Exercise prompt>
Search the listing for "Give" and copy every line where it appears.

Exercise input>
━━━━━━━━
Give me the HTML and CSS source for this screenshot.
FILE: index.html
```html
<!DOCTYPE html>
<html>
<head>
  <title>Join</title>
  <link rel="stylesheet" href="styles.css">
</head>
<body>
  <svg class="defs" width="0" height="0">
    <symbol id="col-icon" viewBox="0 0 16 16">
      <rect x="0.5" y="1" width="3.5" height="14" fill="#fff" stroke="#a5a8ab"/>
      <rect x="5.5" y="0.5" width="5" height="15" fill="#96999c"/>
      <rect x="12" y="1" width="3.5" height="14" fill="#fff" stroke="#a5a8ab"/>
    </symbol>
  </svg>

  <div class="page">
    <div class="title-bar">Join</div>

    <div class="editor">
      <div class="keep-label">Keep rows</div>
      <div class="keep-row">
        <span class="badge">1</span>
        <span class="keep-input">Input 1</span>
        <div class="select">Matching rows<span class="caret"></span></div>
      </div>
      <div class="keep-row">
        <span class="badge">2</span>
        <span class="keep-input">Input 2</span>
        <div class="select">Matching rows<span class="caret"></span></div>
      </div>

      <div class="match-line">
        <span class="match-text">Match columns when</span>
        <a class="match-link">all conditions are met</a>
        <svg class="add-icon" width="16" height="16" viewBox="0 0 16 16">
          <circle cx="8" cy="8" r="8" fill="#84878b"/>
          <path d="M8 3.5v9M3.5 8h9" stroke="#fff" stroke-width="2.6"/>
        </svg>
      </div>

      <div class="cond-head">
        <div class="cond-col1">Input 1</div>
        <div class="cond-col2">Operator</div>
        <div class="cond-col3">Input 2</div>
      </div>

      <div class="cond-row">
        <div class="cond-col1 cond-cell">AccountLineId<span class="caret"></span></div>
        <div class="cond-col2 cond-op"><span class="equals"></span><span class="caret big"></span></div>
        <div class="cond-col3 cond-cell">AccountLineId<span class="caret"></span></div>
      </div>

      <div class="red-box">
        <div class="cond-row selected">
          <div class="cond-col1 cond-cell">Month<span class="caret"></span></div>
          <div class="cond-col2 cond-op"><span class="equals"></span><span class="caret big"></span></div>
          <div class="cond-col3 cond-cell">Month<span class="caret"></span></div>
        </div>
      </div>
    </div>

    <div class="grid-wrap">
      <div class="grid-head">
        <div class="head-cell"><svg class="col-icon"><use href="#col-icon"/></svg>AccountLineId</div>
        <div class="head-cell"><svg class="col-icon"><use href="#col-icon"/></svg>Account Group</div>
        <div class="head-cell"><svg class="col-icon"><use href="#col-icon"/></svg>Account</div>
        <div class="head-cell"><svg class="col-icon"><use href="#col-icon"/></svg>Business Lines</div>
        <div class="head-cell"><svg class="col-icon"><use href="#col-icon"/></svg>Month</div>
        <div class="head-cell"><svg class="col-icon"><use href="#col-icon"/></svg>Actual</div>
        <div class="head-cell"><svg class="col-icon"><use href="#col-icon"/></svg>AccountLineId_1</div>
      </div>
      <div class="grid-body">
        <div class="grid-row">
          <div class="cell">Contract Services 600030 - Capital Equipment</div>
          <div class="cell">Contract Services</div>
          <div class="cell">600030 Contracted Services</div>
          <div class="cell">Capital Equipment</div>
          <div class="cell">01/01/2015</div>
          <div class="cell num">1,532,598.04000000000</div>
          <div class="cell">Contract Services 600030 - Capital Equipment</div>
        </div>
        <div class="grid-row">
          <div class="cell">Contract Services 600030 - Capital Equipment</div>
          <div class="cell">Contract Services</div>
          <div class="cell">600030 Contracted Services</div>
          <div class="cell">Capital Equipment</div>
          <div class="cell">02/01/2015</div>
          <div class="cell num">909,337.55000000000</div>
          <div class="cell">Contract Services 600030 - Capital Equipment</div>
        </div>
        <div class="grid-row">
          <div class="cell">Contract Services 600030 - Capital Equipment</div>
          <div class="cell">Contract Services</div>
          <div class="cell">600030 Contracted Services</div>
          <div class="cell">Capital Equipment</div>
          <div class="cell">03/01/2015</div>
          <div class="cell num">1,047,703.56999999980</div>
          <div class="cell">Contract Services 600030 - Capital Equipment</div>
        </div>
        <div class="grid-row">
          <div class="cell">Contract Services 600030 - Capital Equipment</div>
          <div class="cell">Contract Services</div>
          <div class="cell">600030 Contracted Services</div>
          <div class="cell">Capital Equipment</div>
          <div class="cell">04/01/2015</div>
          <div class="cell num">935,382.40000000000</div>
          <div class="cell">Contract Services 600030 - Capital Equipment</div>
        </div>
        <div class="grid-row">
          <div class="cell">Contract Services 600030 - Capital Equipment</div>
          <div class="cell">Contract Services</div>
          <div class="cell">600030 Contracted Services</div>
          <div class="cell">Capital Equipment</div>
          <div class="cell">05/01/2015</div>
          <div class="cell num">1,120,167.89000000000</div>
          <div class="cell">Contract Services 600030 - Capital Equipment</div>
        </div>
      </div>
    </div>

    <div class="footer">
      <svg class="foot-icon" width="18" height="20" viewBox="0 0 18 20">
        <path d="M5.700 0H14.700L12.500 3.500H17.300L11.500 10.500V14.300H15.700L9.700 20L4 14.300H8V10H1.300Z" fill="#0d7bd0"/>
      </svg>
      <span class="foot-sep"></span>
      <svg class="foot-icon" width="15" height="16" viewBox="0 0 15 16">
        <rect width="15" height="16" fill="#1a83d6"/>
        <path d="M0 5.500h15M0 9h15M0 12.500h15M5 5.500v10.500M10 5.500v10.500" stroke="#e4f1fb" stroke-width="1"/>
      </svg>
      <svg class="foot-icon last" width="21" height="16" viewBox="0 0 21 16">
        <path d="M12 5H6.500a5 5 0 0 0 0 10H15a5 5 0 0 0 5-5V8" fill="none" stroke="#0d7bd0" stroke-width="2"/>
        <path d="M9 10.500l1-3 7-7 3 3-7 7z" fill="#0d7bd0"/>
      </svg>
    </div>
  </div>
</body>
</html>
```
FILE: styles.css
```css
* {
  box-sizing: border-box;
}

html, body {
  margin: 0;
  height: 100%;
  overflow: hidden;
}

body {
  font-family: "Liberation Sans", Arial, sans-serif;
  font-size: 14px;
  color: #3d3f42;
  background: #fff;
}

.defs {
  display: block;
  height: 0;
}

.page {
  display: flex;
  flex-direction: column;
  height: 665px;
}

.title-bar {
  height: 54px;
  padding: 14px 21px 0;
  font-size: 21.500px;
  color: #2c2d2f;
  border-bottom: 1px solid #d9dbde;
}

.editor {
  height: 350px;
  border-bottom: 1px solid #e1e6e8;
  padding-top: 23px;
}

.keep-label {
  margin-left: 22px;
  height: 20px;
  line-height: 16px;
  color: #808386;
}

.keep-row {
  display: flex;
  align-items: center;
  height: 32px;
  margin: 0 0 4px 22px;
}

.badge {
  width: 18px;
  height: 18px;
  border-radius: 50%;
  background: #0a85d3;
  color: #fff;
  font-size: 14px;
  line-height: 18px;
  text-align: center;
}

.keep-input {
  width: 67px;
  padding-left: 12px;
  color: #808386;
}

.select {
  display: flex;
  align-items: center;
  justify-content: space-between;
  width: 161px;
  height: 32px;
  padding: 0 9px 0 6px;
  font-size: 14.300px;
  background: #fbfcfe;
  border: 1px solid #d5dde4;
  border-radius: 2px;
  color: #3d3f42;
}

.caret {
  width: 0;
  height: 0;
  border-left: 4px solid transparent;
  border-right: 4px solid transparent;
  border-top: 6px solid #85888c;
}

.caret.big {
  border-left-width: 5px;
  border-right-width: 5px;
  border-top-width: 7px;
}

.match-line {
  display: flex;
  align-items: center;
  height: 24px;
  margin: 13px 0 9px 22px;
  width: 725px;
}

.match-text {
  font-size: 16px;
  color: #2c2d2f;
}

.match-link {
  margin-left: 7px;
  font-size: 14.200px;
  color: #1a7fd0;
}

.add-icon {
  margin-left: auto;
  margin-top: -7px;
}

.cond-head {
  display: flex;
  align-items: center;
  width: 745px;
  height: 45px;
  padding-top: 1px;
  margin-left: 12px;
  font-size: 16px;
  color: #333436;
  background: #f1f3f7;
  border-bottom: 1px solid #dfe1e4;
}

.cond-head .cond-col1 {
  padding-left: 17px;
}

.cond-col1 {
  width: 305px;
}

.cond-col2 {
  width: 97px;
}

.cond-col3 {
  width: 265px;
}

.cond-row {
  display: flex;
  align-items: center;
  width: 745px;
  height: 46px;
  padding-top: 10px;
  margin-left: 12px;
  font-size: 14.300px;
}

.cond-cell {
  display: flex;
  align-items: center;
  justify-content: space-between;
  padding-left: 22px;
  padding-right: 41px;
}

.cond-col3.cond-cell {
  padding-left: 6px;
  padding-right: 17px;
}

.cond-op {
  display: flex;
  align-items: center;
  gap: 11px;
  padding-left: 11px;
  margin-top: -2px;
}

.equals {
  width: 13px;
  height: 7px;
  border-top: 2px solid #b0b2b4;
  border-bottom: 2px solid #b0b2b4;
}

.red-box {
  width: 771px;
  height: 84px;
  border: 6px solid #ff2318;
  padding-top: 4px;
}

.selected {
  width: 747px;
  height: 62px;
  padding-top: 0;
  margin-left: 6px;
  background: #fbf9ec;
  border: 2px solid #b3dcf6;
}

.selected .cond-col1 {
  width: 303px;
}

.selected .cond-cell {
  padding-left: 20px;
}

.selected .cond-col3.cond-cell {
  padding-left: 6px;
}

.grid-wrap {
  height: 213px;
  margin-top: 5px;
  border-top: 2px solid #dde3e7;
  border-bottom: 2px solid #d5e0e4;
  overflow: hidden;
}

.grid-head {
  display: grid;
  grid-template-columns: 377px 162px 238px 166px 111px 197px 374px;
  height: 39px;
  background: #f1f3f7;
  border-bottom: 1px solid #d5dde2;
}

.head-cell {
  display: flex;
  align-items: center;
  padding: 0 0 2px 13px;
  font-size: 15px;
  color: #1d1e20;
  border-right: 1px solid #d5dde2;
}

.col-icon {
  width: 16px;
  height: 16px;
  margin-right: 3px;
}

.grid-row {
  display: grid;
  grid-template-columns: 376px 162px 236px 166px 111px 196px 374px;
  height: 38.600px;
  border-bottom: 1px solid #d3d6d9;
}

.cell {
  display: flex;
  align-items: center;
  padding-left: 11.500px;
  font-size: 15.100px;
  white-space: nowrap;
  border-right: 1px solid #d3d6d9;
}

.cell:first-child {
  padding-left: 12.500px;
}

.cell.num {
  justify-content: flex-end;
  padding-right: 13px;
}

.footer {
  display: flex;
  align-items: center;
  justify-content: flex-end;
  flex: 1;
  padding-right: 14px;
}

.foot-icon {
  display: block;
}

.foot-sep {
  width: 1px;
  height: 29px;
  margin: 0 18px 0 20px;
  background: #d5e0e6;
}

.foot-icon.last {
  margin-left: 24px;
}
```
━━━━━━━━
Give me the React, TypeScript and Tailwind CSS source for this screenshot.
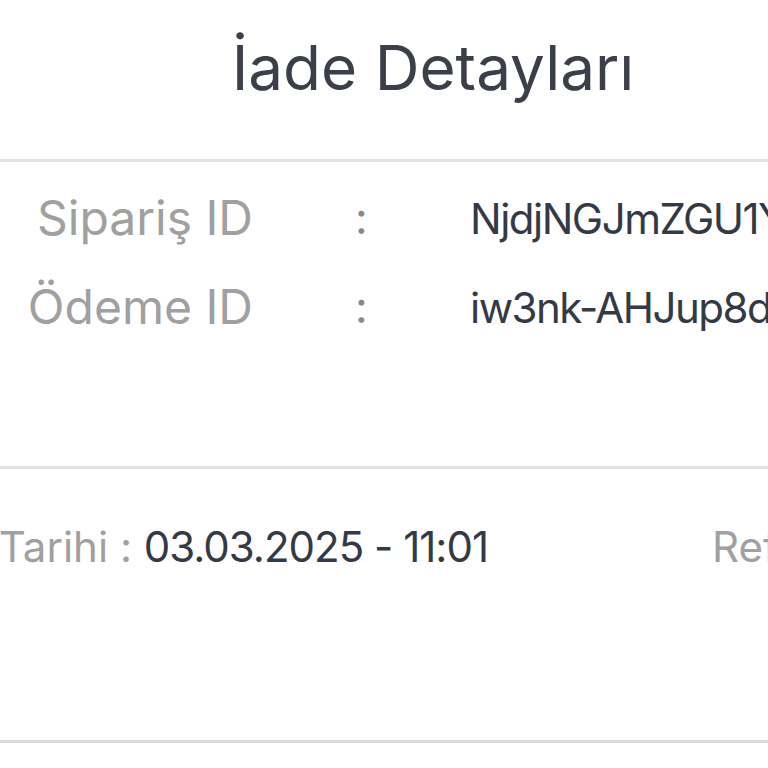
━━━━━━━━
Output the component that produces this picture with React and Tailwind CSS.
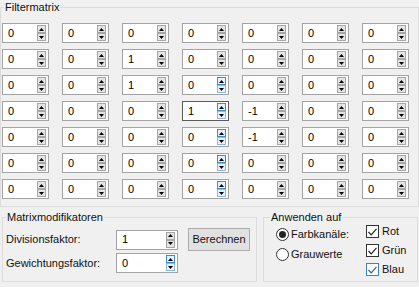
━━━━━━━━
Reply to the exercise>
Give me the HTML and CSS source for this screenshot.
Give me the React, TypeScript and Tailwind CSS source for this screenshot.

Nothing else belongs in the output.